Assim como Sargiani, ele critica a falta de base em evidências para a escolha das metodologias educacionais no Brasil. “Fala-se muito hoje sobre o risco de negar a ciência, mas se a gente pegar o que a neurociência traz hoje a respeito da educação, e a gente comparar com o que se fazia na chamada educação tradicional, há muita consonância em vários aspectos – e discordância do que hoje se prega como o que seria bom na educação.”

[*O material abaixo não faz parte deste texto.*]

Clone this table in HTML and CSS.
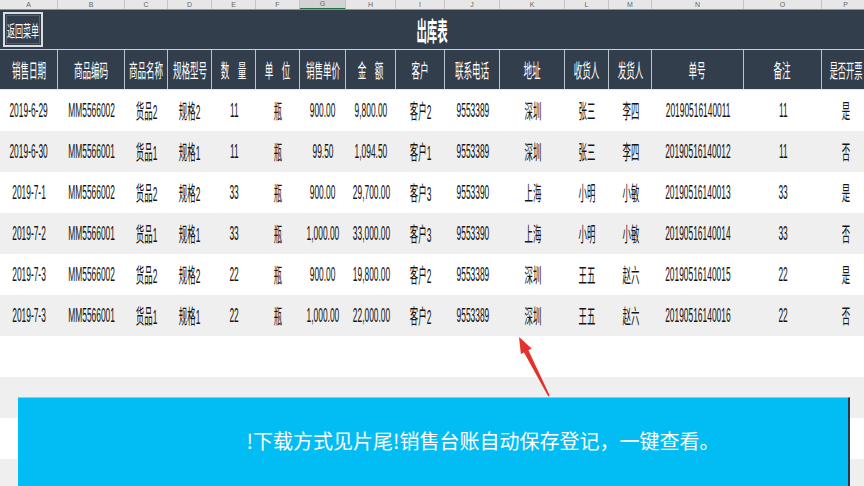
FILE: index.html
```html
<!DOCTYPE html>
<html lang="zh">
<head>
<meta charset="utf-8">
<title>出库表</title>
<link rel="stylesheet" href="styles.css">
</head>
<body>
<div class="page">
  <div class="sheet">
    <div class="colbar grid">
      <div class="cc"><span>A</span></div><div class="cc"><span>B</span></div><div class="cc"><span>C</span></div><div class="cc"><span>D</span></div>
      <div class="cc"><span>E</span></div><div class="cc"><span>F</span></div><div class="cc sel"><span>G</span></div><div class="cc"><span>H</span></div>
      <div class="cc"><span>I</span></div><div class="cc"><span>J</span></div><div class="cc"><span>K</span></div><div class="cc"><span>L</span></div>
      <div class="cc"><span>M</span></div><div class="cc"><span>N</span></div><div class="cc"><span>O</span></div><div class="cc"><span>P</span></div>
    </div>
    <div class="titlebar">
      <div class="tb-left"><div class="backbtn"><span class="t">返回菜单</span></div></div>
      <div class="title"><span class="t">出库表</span></div>
      <div class="tb-right"></div>
    </div>
    <div class="head grid">
      <div class="hc"><span class="t">销售日期</span></div>
      <div class="hc"><span class="t">商品编码</span></div>
      <div class="hc"><span class="t">商品名称</span></div>
      <div class="hc"><span class="t">规格型号</span></div>
      <div class="hc"><span class="t">数　量</span></div>
      <div class="hc"><span class="t">单　位</span></div>
      <div class="hc"><span class="t">销售单价</span></div>
      <div class="hc"><span class="t">金　额</span></div>
      <div class="hc"><span class="t">客户</span></div>
      <div class="hc"><span class="t">联系电话</span></div>
      <div class="hc"><span class="t">地址</span></div>
      <div class="hc"><span class="t">收货人</span></div>
      <div class="hc"><span class="t">发货人</span></div>
      <div class="hc"><span class="t">单号</span></div>
      <div class="hc"><span class="t">备注</span></div>
      <div class="hc last"><span class="t">是否开票</span></div>
    </div>
    <div class="row grid">
      <div class="c"><span class="t">2019-6-29</span></div><div class="c"><span class="t">MM5566002</span></div><div class="c"><span class="t">货品2</span></div><div class="c"><span class="t">规格2</span></div>
      <div class="c"><span class="t">11</span></div><div class="c"><span class="t">瓶</span></div><div class="c"><span class="t">900.00</span></div><div class="c"><span class="t">9,800.00</span></div>
      <div class="c"><span class="t">客户2</span></div><div class="c"><span class="t">9553389</span></div><div class="c"><span class="t">深圳</span></div><div class="c"><span class="t">张三</span></div>
      <div class="c"><span class="t">李四</span></div><div class="c"><span class="t">20190516140011</span></div><div class="c"><span class="t">11</span></div><div class="c"><span class="t">是</span></div>
    </div>
    <div class="row grid alt">
      <div class="c"><span class="t">2019-6-30</span></div><div class="c"><span class="t">MM5566001</span></div><div class="c"><span class="t">货品1</span></div><div class="c"><span class="t">规格1</span></div>
      <div class="c"><span class="t">11</span></div><div class="c"><span class="t">瓶</span></div><div class="c"><span class="t">99.50</span></div><div class="c"><span class="t">1,094.50</span></div>
      <div class="c"><span class="t">客户1</span></div><div class="c"><span class="t">9553389</span></div><div class="c"><span class="t">深圳</span></div><div class="c"><span class="t">张三</span></div>
      <div class="c"><span class="t">李四</span></div><div class="c"><span class="t">20190516140012</span></div><div class="c"><span class="t">11</span></div><div class="c"><span class="t">否</span></div>
    </div>
    <div class="row grid">
      <div class="c"><span class="t">2019-7-1</span></div><div class="c"><span class="t">MM5566002</span></div><div class="c"><span class="t">货品2</span></div><div class="c"><span class="t">规格2</span></div>
      <div class="c"><span class="t">33</span></div><div class="c"><span class="t">瓶</span></div><div class="c"><span class="t">900.00</span></div><div class="c"><span class="t">29,700.00</span></div>
      <div class="c"><span class="t">客户3</span></div><div class="c"><span class="t">9553390</span></div><div class="c"><span class="t">上海</span></div><div class="c"><span class="t">小明</span></div>
      <div class="c"><span class="t">小敏</span></div><div class="c"><span class="t">20190516140013</span></div><div class="c"><span class="t">33</span></div><div class="c"><span class="t">是</span></div>
    </div>
    <div class="row grid alt">
      <div class="c"><span class="t">2019-7-2</span></div><div class="c"><span class="t">MM5566001</span></div><div class="c"><span class="t">货品1</span></div><div class="c"><span class="t">规格1</span></div>
      <div class="c"><span class="t">33</span></div><div class="c"><span class="t">瓶</span></div><div class="c"><span class="t">1,000.00</span></div><div class="c"><span class="t">33,000.00</span></div>
      <div class="c"><span class="t">客户3</span></div><div class="c"><span class="t">9553390</span></div><div class="c"><span class="t">上海</span></div><div class="c"><span class="t">小明</span></div>
      <div class="c"><span class="t">小敏</span></div><div class="c"><span class="t">20190516140014</span></div><div class="c"><span class="t">33</span></div><div class="c"><span class="t">否</span></div>
    </div>
    <div class="row grid">
      <div class="c"><span class="t">2019-7-3</span></div><div class="c"><span class="t">MM5566002</span></div><div class="c"><span class="t">货品2</span></div><div class="c"><span class="t">规格2</span></div>
      <div class="c"><span class="t">22</span></div><div class="c"><span class="t">瓶</span></div><div class="c"><span class="t">900.00</span></div><div class="c"><span class="t">19,800.00</span></div>
      <div class="c"><span class="t">客户2</span></div><div class="c"><span class="t">9553389</span></div><div class="c"><span class="t">深圳</span></div><div class="c"><span class="t">王五</span></div>
      <div class="c"><span class="t">赵六</span></div><div class="c"><span class="t">20190516140015</span></div><div class="c"><span class="t">22</span></div><div class="c"><span class="t">是</span></div>
    </div>
    <div class="row grid alt">
      <div class="c"><span class="t">2019-7-3</span></div><div class="c"><span class="t">MM5566001</span></div><div class="c"><span class="t">货品1</span></div><div class="c"><span class="t">规格1</span></div>
      <div class="c"><span class="t">22</span></div><div class="c"><span class="t">瓶</span></div><div class="c"><span class="t">1,000.00</span></div><div class="c"><span class="t">22,000.00</span></div>
      <div class="c"><span class="t">客户2</span></div><div class="c"><span class="t">9553389</span></div><div class="c"><span class="t">深圳</span></div><div class="c"><span class="t">王五</span></div>
      <div class="c"><span class="t">赵六</span></div><div class="c"><span class="t">20190516140016</span></div><div class="c"><span class="t">22</span></div><div class="c"><span class="t">否</span></div>
    </div>
    <div class="row grid"></div>
    <div class="row grid alt"></div>
    <div class="row grid"></div>
    <div class="row grid alt"></div>
  </div>

  <svg class="arrow" viewBox="0 0 864 486" width="864" height="486" aria-hidden="true">
    <polygon points="519,337 531.6,348.6 528.4,350.2 549.7,395.6 548.3,396.4 524,352.4 520.9,354" fill="#e5302b"/>
  </svg>

  <div class="banner"><span>!下载方式见片尾!销售台账自动保存登记，一键查看。</span></div>
</div>
</body>
</html>
```

FILE: styles.css
```css
* { box-sizing: border-box; }
html, body { margin: 0; padding: 0; }
body {
  width: 864px;
  height: 486px;
  overflow: hidden;
  background: #ffffff;
  font-family: "Liberation Sans", "Noto Sans CJK SC", sans-serif;
}
.page {
  position: relative;
  width: 864px;
  height: 486px;
  overflow: hidden;
}
.sheet {
  width: 864px;
  display: flex;
  flex-direction: column;
}
.grid {
  display: grid;
  grid-template-columns: 58px 67px 43px 44px 44px 44px 46px 50px 49px 55px 65px 44px 43px 92px 78px 48px;
  width: 870px;
}

/* excel column letter strip */
.colbar {
  height: 10px;
  background: #e7e7e7;
  border-bottom: 1px solid #8d939a;
  overflow: hidden;
}
.cc {
  border-right: 1px solid #c4c4c4;
  display: flex;
  justify-content: center;
  align-items: center;
}
.cc span {
  font-size: 7px;
  line-height: 8px;
  color: #666;
}
.cc.sel {
  background: #d3d3d3;
  border-bottom: 2px solid #217346;
}

/* dark title band */
.titlebar {
  height: 40px;
  background: #333e4c;
  display: grid;
  grid-template-columns: 1fr auto 1fr;
  align-items: center;
  border-bottom: 1px solid #c9d0d8;
}
.tb-left { padding-left: 3px; display: flex; }
.backbtn {
  width: 40px;
  height: 35px;
  border: 2px solid #d9dde2;
  outline: 1px solid #56606d;
  outline-offset: -4px;
  display: flex;
  align-items: center;
  justify-content: center;
  color: #ffffff;
  font-size: 16px;
}
.title {
  color: #ffffff;
  font-size: 26px;
  font-weight: 700;
  display: flex;
  justify-content: center;
  width: 40px;
}
.t {
  display: inline-block;
  white-space: nowrap;
  transform: scaleX(.42);
  font-family: "Liberation Sans", "Noto Sans CJK SC", sans-serif;
}
.backbtn .t { transform: scaleX(.5); }
.title .t { transform: scaleX(.4); }

/* header row */
.head {
  height: 40px;
  background: #333e4c;
  border-bottom: 1px solid #e6e9ec;
}
.hc {
  border-right: 1px solid #b9c1ca;
  display: flex;
  align-items: center;
  justify-content: center;
  color: #ffffff;
  font-size: 19px;
}
.hc .t { transform: scaleX(.45); }
.hc.last .t { transform: scaleX(.43); }

/* data rows */
.row {
  height: 41px;
  background: #ffffff;
}
.row.alt { background: #efefef; }
.c {
  display: flex;
  align-items: center;
  justify-content: center;
  color: #141414;
  font-size: 20px;
}

/* overlay arrow */
.arrow {
  position: absolute;
  left: 0;
  top: 0;
  pointer-events: none;
}

/* bottom banner overlay */
.banner {
  position: absolute;
  left: 18px;
  top: 397px;
  width: 832px;
  height: 100px;
  background: #02bdf3;
  border-top: 1px solid #6fd6f6;
  border-right: 2px solid #2b3a48;
  display: flex;
  justify-content: center;
  padding-top: 30px;
  padding-left: 100px;
  color: #ffffff;
  font-family: "Noto Sans CJK SC", sans-serif;
  font-size: 20px;
  line-height: 26px;
}
```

Um dos exemplos mais claros disso, segundo ele, é a demonização que se faz da memorização. “A gente ouve muito falar que a memorização, que chamam de uma forma pejorativa de ‘decoreba’, é ruim. Estão querendo deixar de lado a principal habilidade para que alguém possa pensar ou aprender alguma coisa. Eu não tenho como aprender nada sem ter memória, porque a memória é onde guardamos toda a matéria-prima do pensamento”, comenta. Para Machado, é “extremamente prejudicial para a aprendizagem condenar a memória”.
Ele critica, além disso, a ênfase no que se chama de “pensamento crítico”. “A gente tem uma prova do Enem que demanda que os alunos resolvam problemas que às vezes nem os próprios especialistas da área conseguem resolver”, diz. “Como é que você quer que um aluno tenha senso crítico se ele não sabe nem ler direito, se ele não tem o desenvolvimento da linguagem suficiente nem para se expressar direito? O máximo que a gente vai ter são reproduções de argumentos que alguém já pensou para eles. Isso não é pensamento crítico”, conclui.